This is an application for the
setting aside of the decision of the Sheriff of Zimbabwe to confirm a sale in
execution in respect of the Remainder of Lot 330 Block B Hatfield of Hatfield
Estate otherwise known as Number 6 Wenlock Road, Hatfield, Harare .
The application is brought in terms
of Order 40 Rule 359(1) of the High Court Rules, 1979.
The applicant is the owner of the
property in issue. The first respondent is the Sheriff of the High Court of
Zimbabwe. The second respondent is Central Africa Building Society. The facts
of this matter are summarised in the applicant's founding affidavit as follows:
Sometime in August 2009, the
applicant borrowed $45,000= from the second respondent against security of a
mortgage bond over the applicant's residential property registered in favour of
the respondent. The applicant failed to repay the loan. The second respondent
sued the applicant and obtained a judgment from this court and a writ of
execution was issued. The amount of the judgment debt was $49,858=57. The
applicant's residential property was attached and the house subsequently
sold by public auction for $81,000=.The second respondent was declared the
purchaser. The applicant filed objections which were dismissed by the Sheriff
of Zimbabwe. On 3 May 2011, the Sheriff of Zimbabwe confirmed the second
respondent as the highest bidder at $81,000=.
The applicant seeks an order
settling aside the sale and an order that the Sheriff of Zimbabwe be directed
to conduct another sale in execution.
The applicant objects to the sale on
the basis that the sale was improperly conducted, and, further, that the
property was sold for an unreasonably low price. The applicant takes issue with
the fact that the property was advertised from 22 February 2011 to 2 March
2011.He contends that this period was too close to the date of the sale
resulting in many people who would have been prospective purchasers failing to
come to inspect the property and thus did not take part in the auction. The
only person that inspected the property and subsequently bought it is the
second respondent.
It was the only bidder.
The applicant further asserts that
the property was inadequately and misleadingly described in the advertisement.
The applicant submitted that the advertisement stated that the property was
held under Deed of Transfer Number 1793 when that is the mortgage bond number.

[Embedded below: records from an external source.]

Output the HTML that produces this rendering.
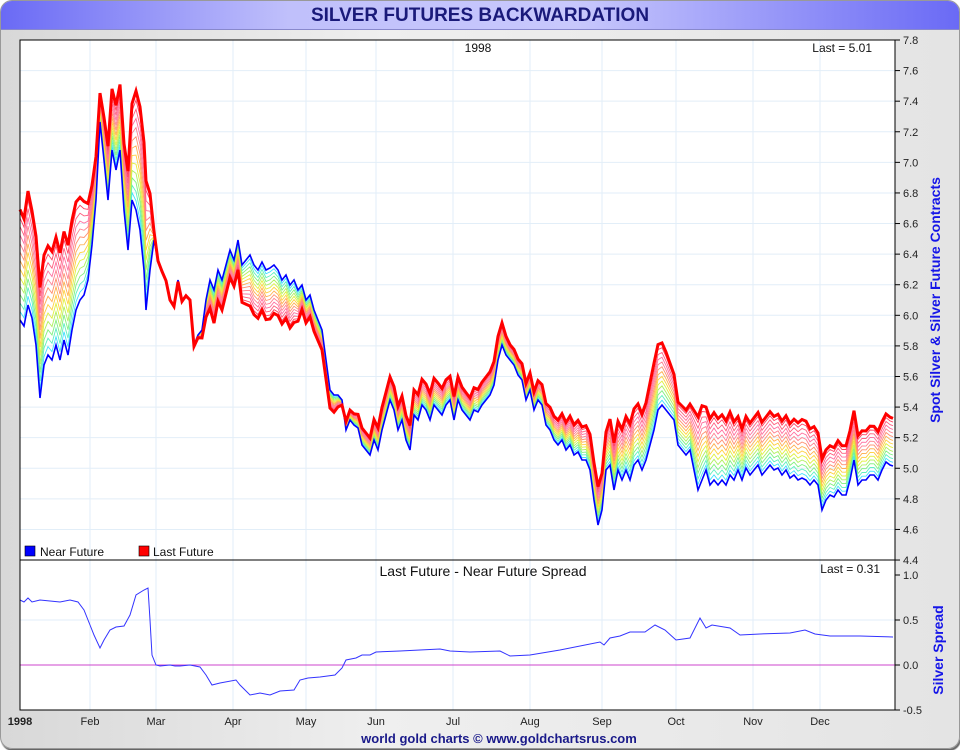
<!DOCTYPE html>
<html><head><meta charset="utf-8"><style>
html,body{margin:0;padding:0;background:#fff;}
body{width:960px;height:750px;overflow:hidden;font-family:"Liberation Sans",sans-serif;}
#frame{position:absolute;left:0;top:0;width:958px;height:747px;border-radius:12px;background:linear-gradient(90deg,#d8d8d8,#efefef 40%,#e4e4e4);border:1px solid #999;box-shadow:1px 2px 1px #666;overflow:hidden;}
#title{position:absolute;left:0;top:0;width:958px;height:28px;background:linear-gradient(90deg,#6a6af5,#c0c0fb 30%,#c8c8fc 60%,#6a6af5);border-bottom:1px solid #8888cc;text-align:center;font-weight:bold;font-size:19px;line-height:30px;color:#1a1a7a;}
svg{position:absolute;left:0;top:0;}
</style></head><body>
<div id="frame"><div id="title">SILVER FUTURES BACKWARDATION</div></div>
<svg id="s" width="960" height="750" font-family="Liberation Sans, sans-serif"></svg>
<script>
const S=document.getElementById('s');let h='';
const L=20,R=895,T=40,MB=560,SB=710;
h+=`<rect x="${L}" y="${T}" width="${R-L}" height="${SB-T}" fill="#fff"/>`;
const mx=[20,90,156,233,306,376,453,530,602,676,753,820];
const mn=['1998','Feb','Mar','Apr','May','Jun','Jul','Aug','Sep','Oct','Nov','Dec'];
mx.forEach((x,i)=>{h+=`<line x1="${x}" y1="${T}" x2="${x}" y2="${SB}" stroke="#e2eef8"/>`;h+=`<text x="${x}" y="725" font-size="11" text-anchor="middle" fill="#222" ${i==0?'font-weight="bold"':''}>${mn[i]}</text>`;});
for(let i=0;i<=17;i++){let v=7.8-i*0.2,y=T+i*30.59;if(i>0&&i<17)h+=`<line x1="${L}" y1="${y}" x2="${R}" y2="${y}" stroke="#e2eef8"/>`;h+=`<line x1="${R}" y1="${y}" x2="${R+5}" y2="${y}" stroke="#000"/><text x="${R+8}" y="${y+4}" font-size="11" fill="#222">${v.toFixed(1)}</text>`;}
[[1,575],[0.5,620],[0,665],[-0.5,710]].forEach(([v,y])=>{if(y<710&&y>575)h+=`<line x1="${L}" y1="${y}" x2="${R}" y2="${y}" stroke="#e2eef8"/>`;h+=`<line x1="${R}" y1="${y}" x2="${R+5}" y2="${y}" stroke="#000"/><text x="${R+8}" y="${y+4}" font-size="11" fill="#222">${v.toFixed(1)}</text>`;});
const B=[20,320,24,326,28,305,32,318,36,345,40,398,44,365,48,355,52,360,56,345,60,360,64,340,68,355,72,330,76,310,80,300,84,295,88,280,92,245,96,200,100,122,104,160,108,200,112,150,116,170,120,150,124,210,128,250,132,200,136,210,140,230,144,270,146,310,150,270,154,240,158,260,162,270,166,280,170,300,174,305,178,280,182,300,186,295,190,300,194,345,198,335,202,330,206,300,210,280,214,290,218,270,222,280,226,265,230,250,234,260,238,240,242,265,246,260,250,255,254,265,258,270,262,262,266,270,270,268,274,265,278,270,282,280,286,275,290,285,294,280,298,290,302,285,306,300,310,295,314,310,318,320,322,330,326,360,330,390,334,395,338,395,342,400,346,430,350,420,354,425,358,428,362,445,366,450,370,455,374,440,378,450,382,430,386,415,390,400,394,410,398,430,402,420,406,440,410,450,414,415,418,420,422,405,426,410,430,420,434,405,438,410,442,415,446,405,450,400,454,420,458,400,462,410,466,415,470,420,474,410,478,412,482,405,486,400,490,395,494,385,498,360,502,345,506,355,510,360,514,365,518,375,522,380,526,400,530,390,534,410,538,400,542,405,546,425,550,430,554,440,558,445,562,440,566,450,570,445,574,455,578,452,582,460,586,460,590,470,594,500,598,525,602,510,606,470,610,465,614,490,618,470,622,480,626,470,630,480,634,465,638,460,642,470,646,460,650,445,654,430,658,410,662,405,666,410,670,415,674,420,678,445,682,450,686,455,690,450,694,470,698,490,702,480,706,470,710,485,714,480,718,485,722,480,726,485,730,475,734,480,738,470,742,480,746,468,750,475,754,470,758,465,762,475,766,470,770,465,774,470,778,468,782,475,786,470,790,478,794,475,798,480,802,478,806,480,810,485,814,480,818,485,822,510,826,500,830,495,834,497,838,490,842,495,846,495,850,480,854,460,858,485,862,480,866,480,870,475,874,475,878,480,882,470,886,462,890,465,893,466];
const SP=[20,600,24,602,28,598,32,602,40,600,50,601,60,602,70,600,78,602,84,610,90,625,94,635,100,648,104,640,110,630,116,627,124,626,130,615,136,595,144,590,148,588,150,620,152,655,156,665,160,666,170,665,175,666,180,666,190,665,200,667,206,675,212,685,220,683,236,680,240,685,250,695,260,693,270,695,280,691,294,690,300,680,308,678,320,677,335,675,342,668,346,660,356,658,362,655,370,655,376,652,400,651,420,650,440,649,450,651,470,652,500,651,510,656,530,655,560,650,600,642,604,645,610,638,620,636,630,632,645,632,655,625,665,630,676,640,690,638,700,618,706,628,712,625,730,628,740,635,760,634,790,633,805,630,815,634,830,636,860,636,893,637];
function sp(x){for(let i=0;i<SP.length-2;i+=2){if(x>=SP[i]&&x<=SP[i+2]){let t=(x-SP[i])/(SP[i+2]-SP[i]||1);return SP[i+1]+t*(SP[i+3]-SP[i+1]);}}return 637;}
const cols=['#0000ff','#40e0ff','#60f0c0','#80f080','#b0f060','#e0f040','#ffd040','#ffb050','#ff9070','#ff8090','#ff70a0','#ff6080','#ff4060','#ff0000'];
const n=cols.length-1;
function line(k){let p=[];for(let i=0;i<B.length;i+=2){let x=B[i],y=B[i+1];let s=(665-sp(x))/90*153;p.push(x+','+(y-s*k/n).toFixed(1));}
return p.join(' ');}
for(let k=1;k<n;k++)h+=`<polyline points="${line(k)}" fill="none" stroke="${cols[k]}" stroke-width="0.9"/>`;
h+=`<polyline points="${line(0)}" fill="none" stroke="#0000ff" stroke-width="1.6"/>`;
h+=`<polyline points="${line(n)}" fill="none" stroke="#ff0000" stroke-width="3"/>`;
h+=`<line x1="${L}" y1="665" x2="${R}" y2="665" stroke="#cc44cc" stroke-width="1"/>`;
let sp2=[];for(let i=0;i<SP.length;i+=2)sp2.push(SP[i]+','+SP[i+1]);
h+=`<polyline points="${sp2.join(' ')}" fill="none" stroke="#3333ff" stroke-width="1"/>`;
h+=`<rect x="${L}" y="${T}" width="${R-L}" height="${SB-T}" fill="none" stroke="#000"/><line x1="${L}" y1="${MB}" x2="${R}" y2="${MB}" stroke="#000"/>`;
h+=`<text x="478" y="52" font-size="12" text-anchor="middle" fill="#111">1998</text><text x="872" y="52" font-size="12" text-anchor="end" fill="#111">Last = 5.01</text>`;
h+=`<rect x="25" y="546" width="10" height="10" fill="#0000ff" stroke="#000" stroke-width="0.6"/><text x="40" y="556" font-size="12" fill="#111">Near Future</text>`;
h+=`<rect x="139" y="546" width="10" height="10" fill="#ff0000" stroke="#000" stroke-width="0.6"/><text x="153" y="556" font-size="12" fill="#111">Last Future</text>`;
h+=`<text x="483" y="576" font-size="14" text-anchor="middle" fill="#111">Last Future - Near Future Spread</text><text x="880" y="573" font-size="12" text-anchor="end" fill="#111">Last = 0.31</text>`;
h+=`<text transform="translate(940,300) rotate(-90)" font-size="14" font-weight="bold" fill="#1515e8" text-anchor="middle">Spot Silver &amp; Silver Future Contracts</text>`;
h+=`<text transform="translate(943,650) rotate(-90)" font-size="14" font-weight="bold" fill="#1515e8" text-anchor="middle">Silver Spread</text>`;
h+=`<text x="499" y="743" font-size="13" font-weight="bold" text-anchor="middle" fill="#1a1a8a">world gold charts © www.goldchartsrus.com</text>`;
S.innerHTML=h;
</script>
</body></html>
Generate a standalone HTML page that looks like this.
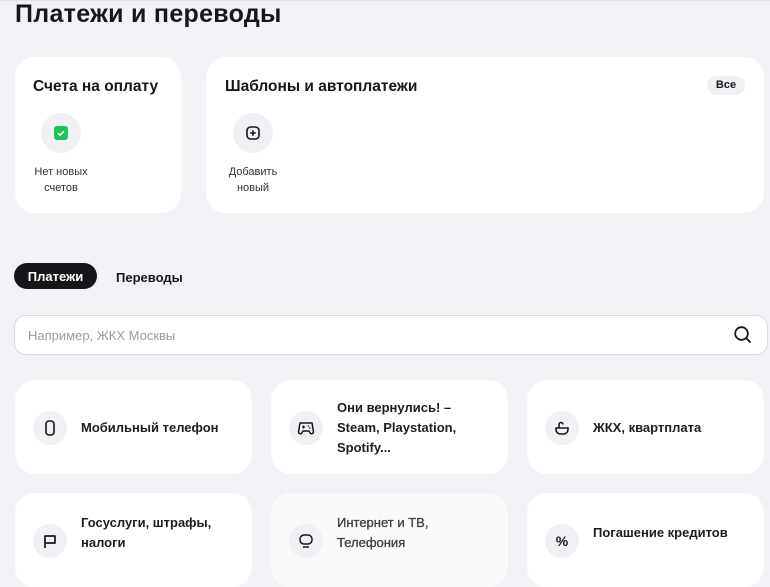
<!DOCTYPE html>
<html><head><meta charset="utf-8"><style>
*{margin:0;padding:0;box-sizing:border-box}
body{width:770px;height:559px;overflow:hidden;background:#f2f3f6;font-family:"Liberation Sans",sans-serif;color:#16171a;position:relative}
.a{position:absolute}
.card{position:absolute;background:#fff;border-radius:20px}
.h{font-weight:bold;font-size:15.5px}
.ic{position:absolute;width:40px;height:40px;border-radius:50%;background:#f0f1f4;display:flex;align-items:center;justify-content:center}
.small{font-size:11px;color:#333;text-align:center;line-height:16px}
.tile{position:absolute;background:#fff;border-radius:20px;height:94px;width:237px}
.ti{position:absolute;left:18px;top:31px;width:34px;height:34px;border-radius:50%;background:#f0f1f4;display:flex;align-items:center;justify-content:center}
.tt{position:absolute;left:66px;font-size:13px;font-weight:bold;line-height:20px;color:#1c1d20}
</style></head><body>
<div class="a" style="left:0;top:0;width:770px;height:1px;background:#dfe2e8"></div>
<div class="a" style="left:15px;top:0px;font-size:25px;font-weight:bold;letter-spacing:0.3px">Платежи и переводы</div>

<div class="card" style="left:15px;top:57px;width:166px;height:156px">
  <div class="a h" style="left:18px;top:21px">Счета на оплату</div>
  <div class="ic" style="left:26px;top:56px"><svg width="14" height="14"><rect width="14" height="14" rx="3" fill="#1ec25a"/><path d="M4 7.2l2 2 4-4" stroke="#fff" stroke-width="1.5" fill="none"/></svg></div>
  <div class="a small" style="left:14px;top:107px;width:64px">Нет новых счетов</div>
</div>

<div class="card" style="left:206px;top:57px;width:558px;height:156px">
  <div class="a h" style="left:19px;top:21px">Шаблоны и автоплатежи</div>
  <div class="a" style="left:501px;top:19px;width:38px;height:19px;border-radius:10px;background:#f0f1f4;font-size:11px;font-weight:bold;text-align:center;line-height:19px">Все</div>
  <div class="ic" style="left:27px;top:56px"><svg width="14" height="14"><rect x="1" y="1" width="12" height="12" rx="3.5" stroke="#16171a" stroke-width="1.6" fill="none"/><path d="M7 4.2v5.6M4.2 7h5.6" stroke="#16171a" stroke-width="1.6"/></svg></div>
  <div class="a small" style="left:15px;top:107px;width:64px">Добавить новый</div>
</div>

<div class="a" style="left:14px;top:263px;width:83px;height:26px;border-radius:13px;background:#16171a;color:#fff;font-size:13px;font-weight:bold;text-align:center;line-height:27px">Платежи</div>
<div class="a" style="left:116px;top:264px;font-size:13px;font-weight:bold;line-height:28px">Переводы</div>

<div class="a" style="left:14px;top:315px;width:754px;height:40px;border-radius:12px;background:#fff;border:1px solid #d8dadf">
  <div class="a" style="left:13px;top:12px;font-size:13px;color:#9a9ca2">Например, ЖКХ Москвы</div>
  <svg class="a" style="left:718px;top:9px" width="20" height="20"><circle cx="8.5" cy="8.5" r="6.3" stroke="#16171a" stroke-width="1.8" fill="none"/><path d="M13 13l4.5 4.5" stroke="#16171a" stroke-width="1.8"/></svg>
</div>

<div class="tile" style="left:15px;top:380px"><div class="ti"><svg width="14" height="18"><rect x="3" y="2" width="8" height="14" rx="3" stroke="#16171a" stroke-width="1.6" fill="none"/></svg></div><div class="tt" style="top:38px">Мобильный телефон</div></div>
<div class="tile" style="left:271px;top:380px"><div class="ti"><svg width="18" height="16"><path d="M3 3h12l1.5 9a2 2 0 0 1-3 1.5L12 11H6l-1.5 2.5a2 2 0 0 1-3-1.5z" stroke="#16171a" stroke-width="1.5" fill="none" stroke-linejoin="round"/><path d="M5 7h3M6.5 5.5v3" stroke="#16171a" stroke-width="1.2"/><circle cx="11.5" cy="6" r=".8" fill="#16171a"/><circle cx="12.8" cy="8" r=".8" fill="#16171a"/></svg></div><div class="tt" style="top:18px">Они вернулись! –<br>Steam, Playstation,<br>Spotify...</div></div>
<div class="tile" style="left:527px;top:380px"><div class="ti"><svg width="18" height="16"><path d="M3 8h12v1.5a4.5 4.5 0 0 1-4.5 4.5h-3A4.5 4.5 0 0 1 3 9.5zM6 8V4.5a2 2 0 0 1 4 0" stroke="#16171a" stroke-width="1.6" fill="none"/></svg></div><div class="tt" style="top:38px">ЖКХ, квартплата</div></div>

<div class="tile" style="left:15px;top:493px"><div class="ti"><svg width="16" height="16"><path d="M3 15V3h10v7H3" stroke="#16171a" stroke-width="1.7" fill="none" stroke-linejoin="round"/></svg></div><div class="tt" style="top:20px">Госуслуги, штрафы,<br>налоги</div></div>
<div class="tile" style="left:271px;top:493px;background:#fafafb"><div class="ti"><svg width="16" height="16"><rect x="2" y="2" width="12" height="9" rx="4" stroke="#16171a" stroke-width="1.5" fill="none"/><path d="M5 14h6" stroke="#16171a" stroke-width="1.5"/></svg></div><div class="tt" style="top:20px;font-weight:normal;-webkit-text-stroke:0.3px #333;color:#444">Интернет и ТВ,<br>Телефония</div></div>
<div class="tile" style="left:527px;top:493px"><div class="ti" style="font-weight:bold;font-size:14px">%</div><div class="tt" style="top:30px">Погашение кредитов</div></div>
</body></html>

The main dwelling house is described as having 3 bedrooms whereas it has 5
bedrooms. That the following description of the house was omitted;
1. All rooms are carpeted.
2. There are floor tiles in all the
bathrooms, passages, kitchen and pantry.
3. There are two boreholes and two
water tanks in the property and not one of each as mentioned in the
advertisements.
4. There is a big fowl run with a
capacity to hold 1000 chickens.
5. There is a second house on the
property.
The applicant stated that there is a
second house on the property with five bedrooms and not three. There is no
cottage as advertised. The applicant contends that the advertisement was
inadequate as it omitted to refer to matters which had a direct bearing on the
value of the property and that this potentially affected the interest which
prospective purchasers could have developed.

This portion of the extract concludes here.